Monday, November 3, 2008

Board Source Conference Ah-Ha


Last week I was in DC attending the Board Source Leadership Conference. Now, I describe myself as a "Cliff Notes" conference attendee, meaning I like to get in and grab the stuff and then go work in my room. I find myself tired of networking after ten minutes. They are a good ten minutes but I am often incapable of small talk. While I love the nonprofit world, I cannot bring myself to talk about board development for long periods of time. This is one of the biggest pet peeves from my wife as she can have a five hour dinner and I am fine with a good 30 minutes.

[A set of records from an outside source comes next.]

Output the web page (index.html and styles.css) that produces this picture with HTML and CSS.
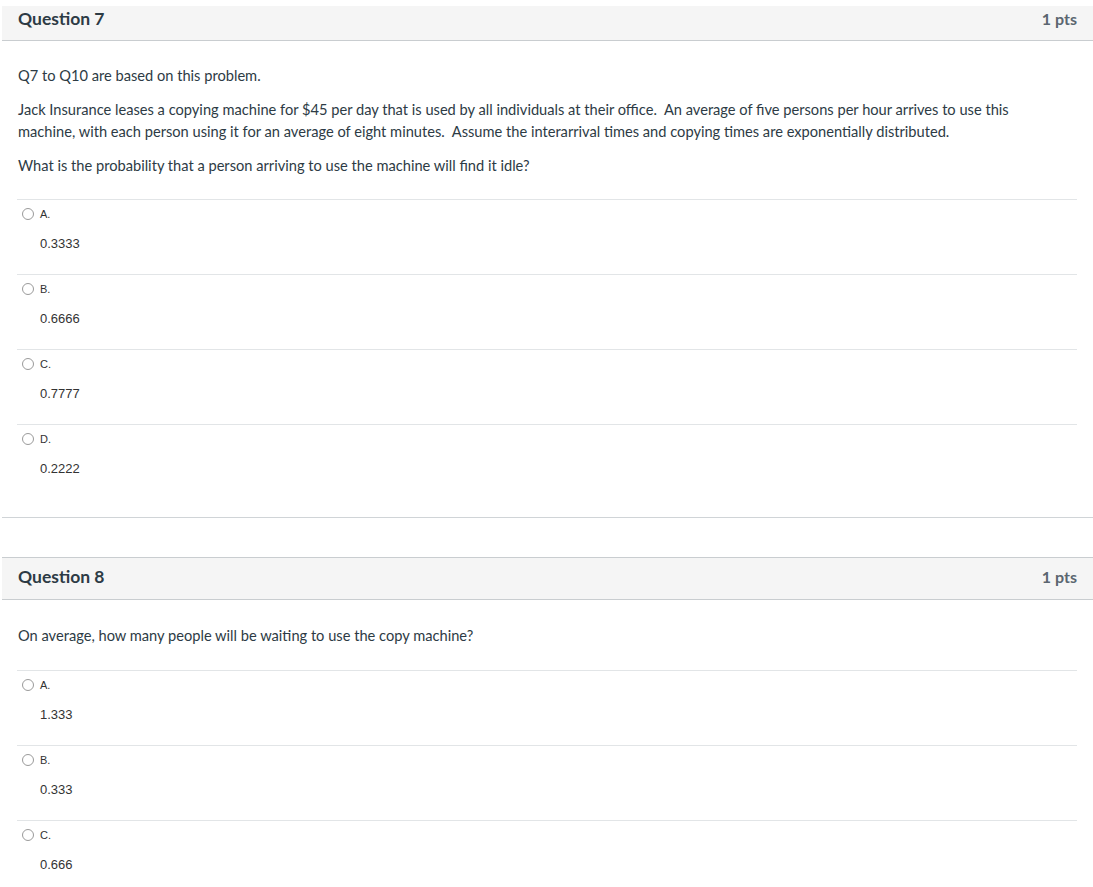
FILE: index.html
```html
<!DOCTYPE html>
<html lang="en">
<head>
<meta charset="utf-8">
<title>Quiz</title>
<link rel="stylesheet" href="styles.css">
</head>
<body>
<div class="question question-first">
  <div class="q-header">
    <span class="q-title">Question 7</span>
    <span class="q-pts">1 pts</span>
  </div>
  <div class="q-body">
    <div class="q-text">
      <p>Q7 to Q10 are based on this problem.</p>
      <p>Jack Insurance leases a copying machine for $45 per day that is used by all individuals at their office.&nbsp; An average of five persons per hour arrives to use this machine, with each person using it for an average of eight minutes.&nbsp; Assume the interarrival times and copying times are exponentially distributed.</p>
      <p>What is the probability that a person arriving to use the machine will find it idle?</p>
    </div>
    <div class="answers">
      <div class="answer"><div class="answer-row"><span class="radio"></span><span class="letter">A.</span></div><div class="value">0.3333</div></div>
      <div class="answer"><div class="answer-row"><span class="radio"></span><span class="letter">B.</span></div><div class="value">0.6666</div></div>
      <div class="answer"><div class="answer-row"><span class="radio"></span><span class="letter">C.</span></div><div class="value">0.7777</div></div>
      <div class="answer"><div class="answer-row"><span class="radio"></span><span class="letter">D.</span></div><div class="value">0.2222</div></div>
    </div>
  </div>
</div>

<div class="question question-next">
  <div class="q-header">
    <span class="q-title">Question 8</span>
    <span class="q-pts">1 pts</span>
  </div>
  <div class="q-body">
    <div class="q-text">
      <p>On average, how many people will be waiting to use the copy machine?</p>
    </div>
    <div class="answers">
      <div class="answer"><div class="answer-row"><span class="radio"></span><span class="letter">A.</span></div><div class="value">1.333</div></div>
      <div class="answer"><div class="answer-row"><span class="radio"></span><span class="letter">B.</span></div><div class="value">0.333</div></div>
      <div class="answer"><div class="answer-row"><span class="radio"></span><span class="letter">C.</span></div><div class="value">0.666</div></div>
    </div>
  </div>
</div>
</body>
</html>
```

FILE: styles.css
```css
html, body {
  margin: 0;
  padding: 0;
  background: #ffffff;
  overflow: hidden;
}

body {
  font-family: Lato, "Open Sans", "Liberation Sans", sans-serif;
  color: #2d3b45;
}

.question {
  margin-left: 2px;
  margin-top: 39px;
  border-bottom: 1px solid #d0d4d7;
}

.question-first {
  margin-top: 0;
}

.q-header {
  display: flex;
  justify-content: space-between;
  align-items: center;
  box-sizing: border-box;
  height: 43px;
  padding: 0 16px 3px 16px;
  background: #f5f5f5;
  border-top: 1px solid #c9cdd0;
  border-bottom: 1px solid #c9cdd0;
}

.question-first .q-header {
  margin-top: 6px;
  border-top: none;
  height: 35px;
  align-items: flex-start;
  padding-top: 0;
  padding-bottom: 0;
}

.question-first .q-title,
.question-first .q-pts {
  margin-top: 3px;
}

.q-title {
  font-weight: 700;
  font-size: 17.5px;
  line-height: 20px;
  color: #2d3b45;
}

.q-pts {
  font-weight: 700;
  font-size: 16px;
  line-height: 20px;
  color: #5b6670;
}

.q-body {
  padding: 24px 16px 18px 15px;
}

.question-next .q-body {
  padding-top: 25px;
}

.question-next .answers {
  margin-top: 23px;
}

.q-text {
  max-width: 1020px;
  padding-left: 1px;
  font-size: 14.65px;
  line-height: 22px;
  color: #2d3b45;
}

.q-text p {
  margin: 0 0 12px 0;
}

.q-text p:last-child {
  margin-bottom: 0;
}

.answers {
  margin-top: 22px;
}

.answer {
  border-top: 1px solid #e2e5e7;
  padding: 6px 0 21px 0;
}

.answer-row {
  display: flex;
  align-items: center;
  height: 16px;
}

.radio {
  display: inline-block;
  box-sizing: border-box;
  width: 12px;
  height: 12px;
  border: 1px solid #9a9a9a;
  border-radius: 50%;
  margin-left: 5px;
  margin-right: 6px;
  background: #fff;
}

.letter {
  font-family: "Liberation Sans", Arial, sans-serif;
  font-size: 11px;
  color: #333333;
}

.value {
  margin-top: 13px;
  margin-left: 23px;
  font-family: "Liberation Sans", Arial, sans-serif;
  font-size: 13px;
  line-height: 18px;
  color: #333333;
}
```
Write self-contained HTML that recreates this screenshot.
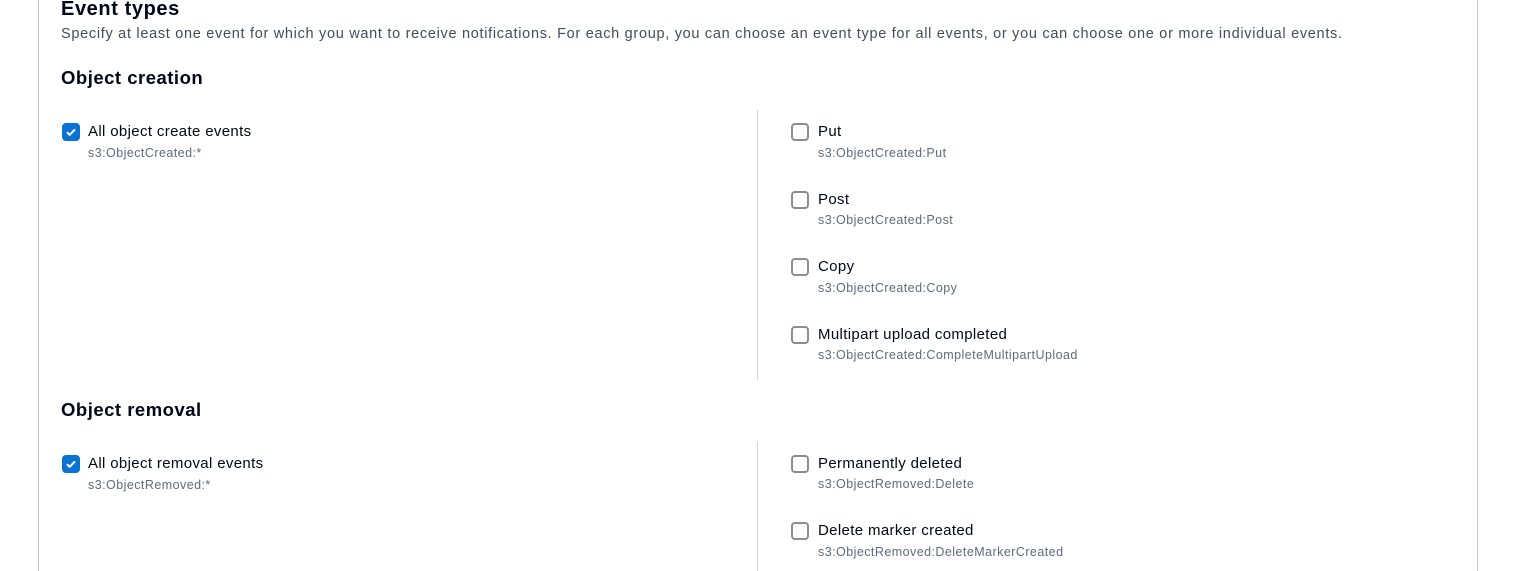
<!DOCTYPE html>
<html><head><meta charset="utf-8"><style>
body{margin:0;width:1515px;height:571px;overflow:hidden;background:#fff;font-family:"Liberation Sans",Arial,sans-serif;color:#000716;position:relative}
.bl{position:absolute;left:38px;top:0;width:1px;height:571px;background:#c6c6cd}
.br{position:absolute;left:1477px;top:0;width:1px;height:571px;background:#c6c6cd}
.vd{position:absolute;left:757px;width:1px;background:#d1d5db}
.t{position:absolute;white-space:nowrap}
.cb{position:absolute;width:14px;height:14px;border:2px solid #8c8c94;border-radius:4px;background:#fff}
.cb.on{background:#0972d3;border-color:#0972d3}
.lab{position:absolute;font-size:15px;letter-spacing:0.35px;white-space:nowrap;line-height:18px}
.sub{position:absolute;font-size:12.5px;letter-spacing:0.45px;color:#5f6b7a;white-space:nowrap;line-height:16px}
.h{font-size:18.5px;font-weight:bold;line-height:22px;letter-spacing:0.5px}
</style></head><body>
<div class="bl"></div><div class="br"></div>
<div class="vd" style="top:110px;height:270px"></div>
<div class="vd" style="top:442px;height:129px"></div>
<div class="t" style="left:61px;top:-4px;font-size:20px;font-weight:bold;line-height:26px;letter-spacing:0.6px">Event types</div>
<div class="t" style="left:61px;top:25px;font-size:14.5px;letter-spacing:0.7px;color:#414d5c;line-height:18px">Specify at least one event for which you want to receive notifications. For each group, you can choose an event type for all events, or you can choose one or more individual events.</div>
<div class="t h" style="left:61px;top:67px">Object creation</div>
<div class="t h" style="left:61px;top:399px">Object removal</div>

<div class="cb on" style="left:62px;top:123px"><svg width="14" height="14" viewBox="0 0 14 14"><path d="M3 7.2l2.6 2.6L11 4.4" stroke="#fff" stroke-width="2" fill="none"/></svg></div>
<div class="lab" style="left:88px;top:123px">All object create events</div>
<div class="sub" style="left:88px;top:145px">s3:ObjectCreated:*</div>

<div class="cb on" style="left:62px;top:455px"><svg width="14" height="14" viewBox="0 0 14 14"><path d="M3 7.2l2.6 2.6L11 4.4" stroke="#fff" stroke-width="2" fill="none"/></svg></div>
<div class="lab" style="left:88px;top:455px">All object removal events</div>
<div class="sub" style="left:88px;top:477px">s3:ObjectRemoved:*</div>

<div class="cb" style="left:791px;top:123px"></div><div class="lab" style="left:818px;top:123px">Put</div><div class="sub" style="left:818px;top:145px">s3:ObjectCreated:Put</div>
<div class="cb" style="left:791px;top:191px"></div><div class="lab" style="left:818px;top:191px">Post</div><div class="sub" style="left:818px;top:212px">s3:ObjectCreated:Post</div>
<div class="cb" style="left:791px;top:258px"></div><div class="lab" style="left:818px;top:258px">Copy</div><div class="sub" style="left:818px;top:280px">s3:ObjectCreated:Copy</div>
<div class="cb" style="left:791px;top:326px"></div><div class="lab" style="left:818px;top:326px">Multipart upload completed</div><div class="sub" style="left:818px;top:347px">s3:ObjectCreated:CompleteMultipartUpload</div>
<div class="cb" style="left:791px;top:455px"></div><div class="lab" style="left:818px;top:455px">Permanently deleted</div><div class="sub" style="left:818px;top:476px">s3:ObjectRemoved:Delete</div>
<div class="cb" style="left:791px;top:522px"></div><div class="lab" style="left:818px;top:522px">Delete marker created</div><div class="sub" style="left:818px;top:544px">s3:ObjectRemoved:DeleteMarkerCreated</div>
</body></html>
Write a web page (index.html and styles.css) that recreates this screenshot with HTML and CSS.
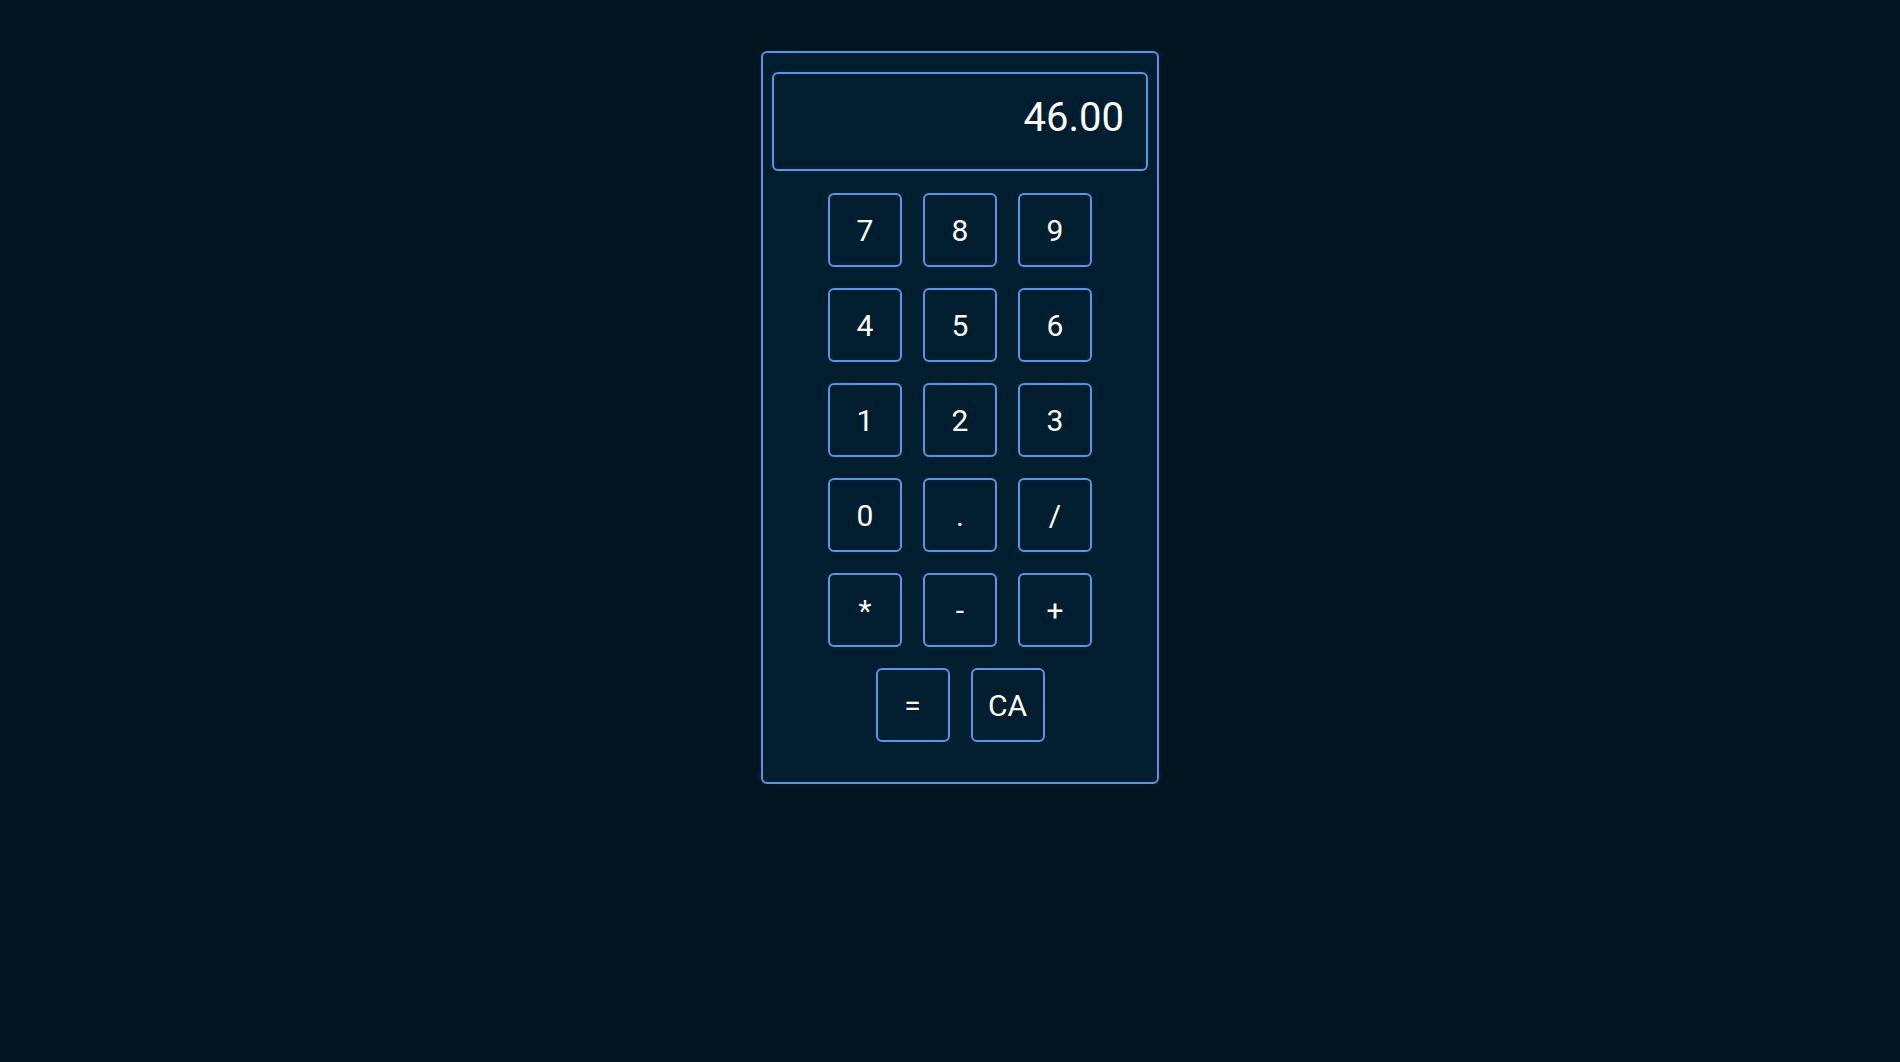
FILE: index.html
```html
<!DOCTYPE html>
<html lang="en">
<head>
    <meta charset="UTF-8">
    <meta name="viewport" content="width=device-width, initial-scale=1.0">
    <title>Calculator</title>
    <link rel="stylesheet" href="styles.css">
</head>
<body>
    <div class="calculator">
        <div class="display" id="display">46.00</div>
        <div class="keys">
            <div class="row">
                <button class="key">7</button>
                <button class="key">8</button>
                <button class="key">9</button>
            </div>
            <div class="row">
                <button class="key">4</button>
                <button class="key">5</button>
                <button class="key">6</button>
            </div>
            <div class="row">
                <button class="key">1</button>
                <button class="key">2</button>
                <button class="key">3</button>
            </div>
            <div class="row">
                <button class="key">0</button>
                <button class="key">.</button>
                <button class="key">/</button>
            </div>
            <div class="row">
                <button class="key">*</button>
                <button class="key">-</button>
                <button class="key">+</button>
            </div>
            <div class="row">
                <button class="key">=</button>
                <button class="key">CA</button>
            </div>
        </div>
    </div>
</body>
</html>
```

FILE: styles.css
```css
body {
    background-color: #011521;
    margin: 0;
    padding: 0 0 0 20px;
    font-family: Roboto, "Liberation Sans", sans-serif;
    color: white;
}
.calculator {
    width: 376px;
    margin: 51px auto 0;
    padding: 19px 9px 40px;
    background-color: #011e2f;
    border: 2px solid #5595ee;
    border-radius: 6px;
}
.display {
    box-sizing: border-box;
    height: 99px;
    border: 2px solid #5595ee;
    border-radius: 6px;
    display: flex;
    align-items: center;
    justify-content: flex-end;
    padding: 0 22px 8px;
    font-size: 40px;
    margin-bottom: 22px;
}
.keys {
    display: flex;
    flex-direction: column;
    gap: 21px;
}
.row {
    display: flex;
    justify-content: center;
    gap: 21px;
}
.key {
    box-sizing: border-box;
    width: 74px;
    height: 74px;
    background-color: #011e2f;
    border: 2px solid #5595ee;
    border-radius: 6px;
    color: white;
    font-family: Roboto, "Liberation Sans", sans-serif;
    font-size: 30px;
    padding: 0;
    cursor: pointer;
}
```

In any sense, the conference was very well done. The best session I attended was one that was led by Clara Miller, the leader of the Nonprofit Finance Fund. Of course her workshop was on nonprofit finances and that was great but the portion of the training that caught my fancy was the brief discussion she was having on nonprofits view of operating costs (being less than 20%) and having fund diversification. Now, nerdy folk might think this was the interesting part (no offense please as I am part of the nerdy folk) but the most interesting point to me was how the discussion for a small time went to how nonprofit organizations should advocate to funders ( I brought up the point after raising my hand like a 5th Grader) on the problems with the view on operating costs and fund diversification. Ms. Miller stated that there had been a movement to educate funders on this. I had some knowledge of this but frankly thought it was idle chatter. Following the session I immediately went up to Clara and signed up for anything and everything I could do to advocate on this. Maybe the political campaign inspired me as I believe I shouted out, "Yes We Can!" Clara took my card after remembering me as a member of her facebook page and the rather embarrasing picture of me in a full-sized Winnie the Pooh costume.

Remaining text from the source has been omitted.